# [Exercise details]
Transcribe the full listing exactly, and drop every picture.

# [Given information]
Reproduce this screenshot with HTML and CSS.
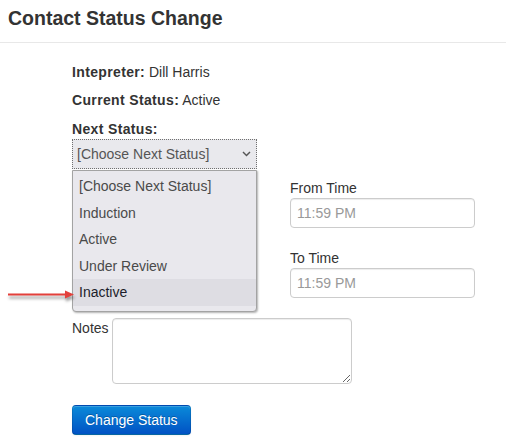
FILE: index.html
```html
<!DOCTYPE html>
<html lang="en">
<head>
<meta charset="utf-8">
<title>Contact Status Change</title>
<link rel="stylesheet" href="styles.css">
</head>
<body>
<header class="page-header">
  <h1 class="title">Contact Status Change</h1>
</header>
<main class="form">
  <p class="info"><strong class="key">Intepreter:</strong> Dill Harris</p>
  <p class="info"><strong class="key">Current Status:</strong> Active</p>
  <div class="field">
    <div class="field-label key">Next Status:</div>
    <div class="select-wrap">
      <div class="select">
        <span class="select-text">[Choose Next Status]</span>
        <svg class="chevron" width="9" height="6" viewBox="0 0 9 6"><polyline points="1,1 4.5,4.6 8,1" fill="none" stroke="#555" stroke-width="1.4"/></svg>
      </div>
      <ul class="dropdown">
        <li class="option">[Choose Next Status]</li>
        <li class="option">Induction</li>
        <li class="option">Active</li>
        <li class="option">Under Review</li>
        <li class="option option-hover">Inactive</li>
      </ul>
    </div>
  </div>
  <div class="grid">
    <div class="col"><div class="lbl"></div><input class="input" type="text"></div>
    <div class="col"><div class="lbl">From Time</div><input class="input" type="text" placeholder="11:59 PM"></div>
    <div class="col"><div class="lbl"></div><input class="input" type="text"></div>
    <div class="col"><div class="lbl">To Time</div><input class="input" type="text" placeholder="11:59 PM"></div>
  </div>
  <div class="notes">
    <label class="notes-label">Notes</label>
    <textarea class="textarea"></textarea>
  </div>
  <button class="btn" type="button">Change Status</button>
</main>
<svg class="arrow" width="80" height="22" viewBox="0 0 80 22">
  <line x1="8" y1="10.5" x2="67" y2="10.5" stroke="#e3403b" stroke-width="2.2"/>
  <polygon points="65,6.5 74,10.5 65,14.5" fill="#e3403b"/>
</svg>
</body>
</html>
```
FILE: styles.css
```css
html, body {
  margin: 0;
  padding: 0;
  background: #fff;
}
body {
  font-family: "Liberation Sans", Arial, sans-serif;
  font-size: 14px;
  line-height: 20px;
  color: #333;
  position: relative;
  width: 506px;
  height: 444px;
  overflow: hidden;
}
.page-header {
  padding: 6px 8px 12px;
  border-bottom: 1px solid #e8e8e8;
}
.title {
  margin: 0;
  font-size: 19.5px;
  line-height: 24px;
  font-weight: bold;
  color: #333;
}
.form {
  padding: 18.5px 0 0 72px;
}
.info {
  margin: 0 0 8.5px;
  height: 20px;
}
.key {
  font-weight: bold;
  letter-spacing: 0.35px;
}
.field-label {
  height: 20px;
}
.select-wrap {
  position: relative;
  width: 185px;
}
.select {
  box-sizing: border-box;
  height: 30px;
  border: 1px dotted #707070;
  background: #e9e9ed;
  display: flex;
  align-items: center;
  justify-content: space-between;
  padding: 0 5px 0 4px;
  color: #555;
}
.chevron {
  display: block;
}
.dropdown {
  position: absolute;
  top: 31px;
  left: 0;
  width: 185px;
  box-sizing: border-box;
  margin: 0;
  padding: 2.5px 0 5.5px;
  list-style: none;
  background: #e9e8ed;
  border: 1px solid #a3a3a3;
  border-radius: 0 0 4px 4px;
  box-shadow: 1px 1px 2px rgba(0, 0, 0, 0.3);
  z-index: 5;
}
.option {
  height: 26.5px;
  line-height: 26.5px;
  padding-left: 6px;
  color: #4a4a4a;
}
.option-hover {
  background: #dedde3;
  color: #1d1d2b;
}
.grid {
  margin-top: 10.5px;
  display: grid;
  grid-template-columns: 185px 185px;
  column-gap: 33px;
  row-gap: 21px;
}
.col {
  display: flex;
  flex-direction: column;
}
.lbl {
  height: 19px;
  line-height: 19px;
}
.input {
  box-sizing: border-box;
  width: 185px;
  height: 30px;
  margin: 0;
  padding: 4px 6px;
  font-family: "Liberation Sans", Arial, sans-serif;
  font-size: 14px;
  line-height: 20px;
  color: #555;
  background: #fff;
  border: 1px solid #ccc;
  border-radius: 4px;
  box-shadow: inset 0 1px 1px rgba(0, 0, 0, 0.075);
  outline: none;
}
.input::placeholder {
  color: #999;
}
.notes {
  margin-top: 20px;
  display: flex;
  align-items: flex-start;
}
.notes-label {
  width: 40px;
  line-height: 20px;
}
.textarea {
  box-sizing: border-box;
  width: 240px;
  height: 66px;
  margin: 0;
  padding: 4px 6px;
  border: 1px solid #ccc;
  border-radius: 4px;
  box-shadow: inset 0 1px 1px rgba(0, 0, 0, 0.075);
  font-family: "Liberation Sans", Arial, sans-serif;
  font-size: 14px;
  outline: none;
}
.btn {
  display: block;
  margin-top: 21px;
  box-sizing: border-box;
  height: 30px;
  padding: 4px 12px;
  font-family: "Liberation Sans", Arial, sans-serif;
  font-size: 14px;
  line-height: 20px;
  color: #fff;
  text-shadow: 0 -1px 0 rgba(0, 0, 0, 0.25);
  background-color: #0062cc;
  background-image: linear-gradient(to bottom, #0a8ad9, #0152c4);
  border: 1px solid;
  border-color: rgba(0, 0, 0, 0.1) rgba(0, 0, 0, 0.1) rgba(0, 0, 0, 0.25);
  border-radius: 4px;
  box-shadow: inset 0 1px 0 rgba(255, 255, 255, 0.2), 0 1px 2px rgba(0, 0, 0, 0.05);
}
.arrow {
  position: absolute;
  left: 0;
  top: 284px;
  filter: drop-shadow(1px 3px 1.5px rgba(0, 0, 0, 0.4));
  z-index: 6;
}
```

# [Worked solution]
Reproduce this screenshot with HTML and CSS.
FILE: index.html
```html
<!DOCTYPE html>
<html lang="en">
<head>
<meta charset="utf-8">
<title>Contact Status Change</title>
<link rel="stylesheet" href="styles.css">
</head>
<body>
<header class="page-header">
  <h1 class="title">Contact Status Change</h1>
</header>
<main class="form">
  <p class="info"><strong class="key">Intepreter:</strong> Dill Harris</p>
  <p class="info"><strong class="key">Current Status:</strong> Active</p>
  <div class="field">
    <div class="field-label key">Next Status:</div>
    <div class="select-wrap">
      <div class="select">
        <span class="select-text">[Choose Next Status]</span>
        <svg class="chevron" width="9" height="6" viewBox="0 0 9 6"><polyline points="1,1 4.5,4.6 8,1" fill="none" stroke="#555" stroke-width="1.4"/></svg>
      </div>
      <ul class="dropdown">
        <li class="option">[Choose Next Status]</li>
        <li class="option">Induction</li>
        <li class="option">Active</li>
        <li class="option">Under Review</li>
        <li class="option option-hover">Inactive</li>
      </ul>
    </div>
  </div>
  <div class="grid">
    <div class="col"><div class="lbl"></div><input class="input" type="text"></div>
    <div class="col"><div class="lbl">From Time</div><input class="input" type="text" placeholder="11:59 PM"></div>
    <div class="col"><div class="lbl"></div><input class="input" type="text"></div>
    <div class="col"><div class="lbl">To Time</div><input class="input" type="text" placeholder="11:59 PM"></div>
  </div>
  <div class="notes">
    <label class="notes-label">Notes</label>
    <textarea class="textarea"></textarea>
  </div>
  <button class="btn" type="button">Change Status</button>
</main>
<svg class="arrow" width="80" height="22" viewBox="0 0 80 22">
  <line x1="8" y1="10.5" x2="67" y2="10.5" stroke="#e3403b" stroke-width="2.2"/>
  <polygon points="65,6.5 74,10.5 65,14.5" fill="#e3403b"/>
</svg>
</body>
</html>
```
FILE: styles.css
```css
html, body {
  margin: 0;
  padding: 0;
  background: #fff;
}
body {
  font-family: "Liberation Sans", Arial, sans-serif;
  font-size: 14px;
  line-height: 20px;
  color: #333;
  position: relative;
  width: 506px;
  height: 444px;
  overflow: hidden;
}
.page-header {
  padding: 6px 8px 12px;
  border-bottom: 1px solid #e8e8e8;
}
.title {
  margin: 0;
  font-size: 19.5px;
  line-height: 24px;
  font-weight: bold;
  color: #333;
}
.form {
  padding: 18.5px 0 0 72px;
}
.info {
  margin: 0 0 8.5px;
  height: 20px;
}
.key {
  font-weight: bold;
  letter-spacing: 0.35px;
}
.field-label {
  height: 20px;
}
.select-wrap {
  position: relative;
  width: 185px;
}
.select {
  box-sizing: border-box;
  height: 30px;
  border: 1px dotted #707070;
  background: #e9e9ed;
  display: flex;
  align-items: center;
  justify-content: space-between;
  padding: 0 5px 0 4px;
  color: #555;
}
.chevron {
  display: block;
}
.dropdown {
  position: absolute;
  top: 31px;
  left: 0;
  width: 185px;
  box-sizing: border-box;
  margin: 0;
  padding: 2.5px 0 5.5px;
  list-style: none;
  background: #e9e8ed;
  border: 1px solid #a3a3a3;
  border-radius: 0 0 4px 4px;
  box-shadow: 1px 1px 2px rgba(0, 0, 0, 0.3);
  z-index: 5;
}
.option {
  height: 26.5px;
  line-height: 26.5px;
  padding-left: 6px;
  color: #4a4a4a;
}
.option-hover {
  background: #dedde3;
  color: #1d1d2b;
}
.grid {
  margin-top: 10.5px;
  display: grid;
  grid-template-columns: 185px 185px;
  column-gap: 33px;
  row-gap: 21px;
}
.col {
  display: flex;
  flex-direction: column;
}
.lbl {
  height: 19px;
  line-height: 19px;
}
.input {
  box-sizing: border-box;
  width: 185px;
  height: 30px;
  margin: 0;
  padding: 4px 6px;
  font-family: "Liberation Sans", Arial, sans-serif;
  font-size: 14px;
  line-height: 20px;
  color: #555;
  background: #fff;
  border: 1px solid #ccc;
  border-radius: 4px;
  box-shadow: inset 0 1px 1px rgba(0, 0, 0, 0.075);
  outline: none;
}
.input::placeholder {
  color: #999;
}
.notes {
  margin-top: 20px;
  display: flex;
  align-items: flex-start;
}
.notes-label {
  width: 40px;
  line-height: 20px;
}
.textarea {
  box-sizing: border-box;
  width: 240px;
  height: 66px;
  margin: 0;
  padding: 4px 6px;
  border: 1px solid #ccc;
  border-radius: 4px;
  box-shadow: inset 0 1px 1px rgba(0, 0, 0, 0.075);
  font-family: "Liberation Sans", Arial, sans-serif;
  font-size: 14px;
  outline: none;
}
.btn {
  display: block;
  margin-top: 21px;
  box-sizing: border-box;
  height: 30px;
  padding: 4px 12px;
  font-family: "Liberation Sans", Arial, sans-serif;
  font-size: 14px;
  line-height: 20px;
  color: #fff;
  text-shadow: 0 -1px 0 rgba(0, 0, 0, 0.25);
  background-color: #0062cc;
  background-image: linear-gradient(to bottom, #0a8ad9, #0152c4);
  border: 1px solid;
  border-color: rgba(0, 0, 0, 0.1) rgba(0, 0, 0, 0.1) rgba(0, 0, 0, 0.25);
  border-radius: 4px;
  box-shadow: inset 0 1px 0 rgba(255, 255, 255, 0.2), 0 1px 2px rgba(0, 0, 0, 0.05);
}
.arrow {
  position: absolute;
  left: 0;
  top: 284px;
  filter: drop-shadow(1px 3px 1.5px rgba(0, 0, 0, 0.4));
  z-index: 6;
}
```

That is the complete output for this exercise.